### Work required:
The answer is a single number: how many lines hold the string "React".

### Raw data:

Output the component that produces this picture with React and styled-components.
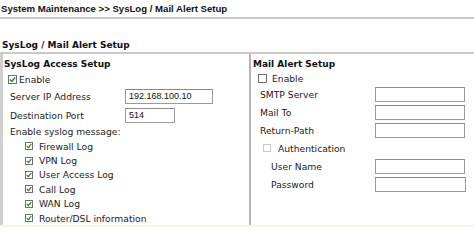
import React from 'react';
import styled, { createGlobalStyle } from 'styled-components';

const GlobalStyle = createGlobalStyle`
  html, body { margin: 0; padding: 0; background: #fff; }
  body { font-family: "DejaVu Sans", Verdana, sans-serif; color: #222; }
`;

const Page = styled.div`
  width: 474px;
  height: 227px;
  overflow: hidden;
  display: flex;
  flex-direction: column;
`;

const Breadcrumb = styled.div`
  height: 17px;
  line-height: 17px;
  padding-left: 1px;
  font-family: "Liberation Sans", Arial, sans-serif;
  font-weight: bold;
  font-size: 9.6px;
  color: #111;
  border-bottom: 2px solid #c9c9c9;
`;

const SectionTitle = styled.div`
  margin-top: 19px;
  height: 14px;
  line-height: 14px;
  padding-left: 2px;
  font-weight: bold;
  font-size: 9px;
  color: #111;
`;

const Table = styled.div`
  display: flex;
  border-top: 2px solid #c9c9c9;
  flex: 1;
`;

const Cell = styled.div`
  width: ${p => p.$width}px;
  box-sizing: border-box;
  padding-top: 3px;
  border-left: ${p => p.$left ? '3px solid #cfcfcf' : 'none'};
  border-right: ${p => p.$right ? '2px solid #b5b5b5' : 'none'};
  font-size: 9.2px;
`;

const CellTitle = styled.div`
  font-weight: bold;
  font-size: 9px;
  height: 14px;
  line-height: 14px;
  padding-left: ${p => p.$indent}px;
  color: #111;
`;

const CheckRow = styled.div`
  display: flex;
  align-items: center;
  gap: ${p => p.$gap}px;
  height: ${p => p.$h}px;
  padding-left: ${p => p.$indent}px;
`;

const Box = styled.span`
  width: ${p => p.$size}px;
  height: ${p => p.$size}px;
  box-sizing: border-box;
  border: 1px solid ${p => p.$faded ? '#c8c8c8' : '#707070'};
  background: #fff;
  display: inline-flex;
  align-items: center;
  justify-content: center;
`;

const FieldRow = styled.div`
  display: grid;
  grid-template-columns: ${p => p.$label}px auto;
  align-items: center;
  height: ${p => p.$h}px;
  padding-left: ${p => p.$indent}px;
`;

const Input = styled.div`
  width: ${p => p.$w}px;
  height: 15px;
  box-sizing: border-box;
  border: 1px solid #9a9a9a;
  border-top-color: #8a8a8a;
  background: #fff;
  font-family: "Liberation Sans", Arial, sans-serif;
  font-size: 9px;
  line-height: 13px;
  padding-left: 3px;
  color: #111;
`;

const Plain = styled.div`
  height: ${p => p.$h}px;
  line-height: ${p => p.$h}px;
  padding-left: ${p => p.$indent}px;
`;

const Footer = styled.div`
  height: 4px;
  background: #fbf3e6;
`;

function Check({ checked, size = 8, faded }) {
  return (
    <Box $size={size} $faded={faded}>
      {checked && (
        <svg width={size - 2} height={size - 2} viewBox="0 0 6 6">
          <path d="M0.8 3 L2.4 4.6 L5.3 1.2" fill="none" stroke="#2f8a2f" strokeWidth="1.3" />
        </svg>
      )}
    </Box>
  );
}

const logs = ['Firewall Log', 'VPN Log', 'User Access Log', 'Call Log', 'WAN Log', 'Router/DSL information'];

export default function App() {
  return (
    <Page>
      <GlobalStyle />
      <Breadcrumb>System Maintenance &gt;&gt; SysLog / Mail Alert Setup</Breadcrumb>
      <SectionTitle>SysLog / Mail Alert Setup</SectionTitle>
      <Table>
        <Cell $width={251} $left $right>
          <CellTitle $indent={1}>SysLog Access Setup</CellTitle>
          <CheckRow $indent={5} $gap={2} $h={16}>
            <Check checked size={9} />
            <span>Enable</span>
          </CheckRow>
          <FieldRow $label={115} $indent={7} $h={19}>
            <span>Server IP Address</span>
            <Input $w={88}>192.168.100.10</Input>
          </FieldRow>
          <FieldRow $label={115} $indent={7} $h={19}>
            <span>Destination Port</span>
            <Input $w={50}>514</Input>
          </FieldRow>
          <Plain $indent={7} $h={14}>Enable syslog message:</Plain>
          {logs.map(l => (
            <CheckRow key={l} $indent={22} $gap={6} $h={14.4}>
              <Check checked />
              <span>{l}</span>
            </CheckRow>
          ))}
        </Cell>
        <Cell $width={223}>
          <CellTitle $indent={2}>Mail Alert Setup</CellTitle>
          <CheckRow $indent={7} $gap={5} $h={14}>
            <Check size={9} />
            <span>Enable</span>
          </CheckRow>
          <FieldRow $label={115} $indent={9} $h={18}>
            <span>SMTP Server</span>
            <Input $w={90} />
          </FieldRow>
          <FieldRow $label={115} $indent={9} $h={18}>
            <span>Mail To</span>
            <Input $w={90} />
          </FieldRow>
          <FieldRow $label={115} $indent={9} $h={18}>
            <span>Return-Path</span>
            <Input $w={90} />
          </FieldRow>
          <CheckRow $indent={12} $gap={7} $h={18}>
            <Check size={8} faded />
            <span>Authentication</span>
          </CheckRow>
          <FieldRow $label={104} $indent={20} $h={18}>
            <span>User Name</span>
            <Input $w={90} />
          </FieldRow>
          <FieldRow $label={104} $indent={20} $h={18}>
            <span>Password</span>
            <Input $w={91} />
          </FieldRow>
        </Cell>
      </Table>
      <Footer />
    </Page>
  );
}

### Written solution:
2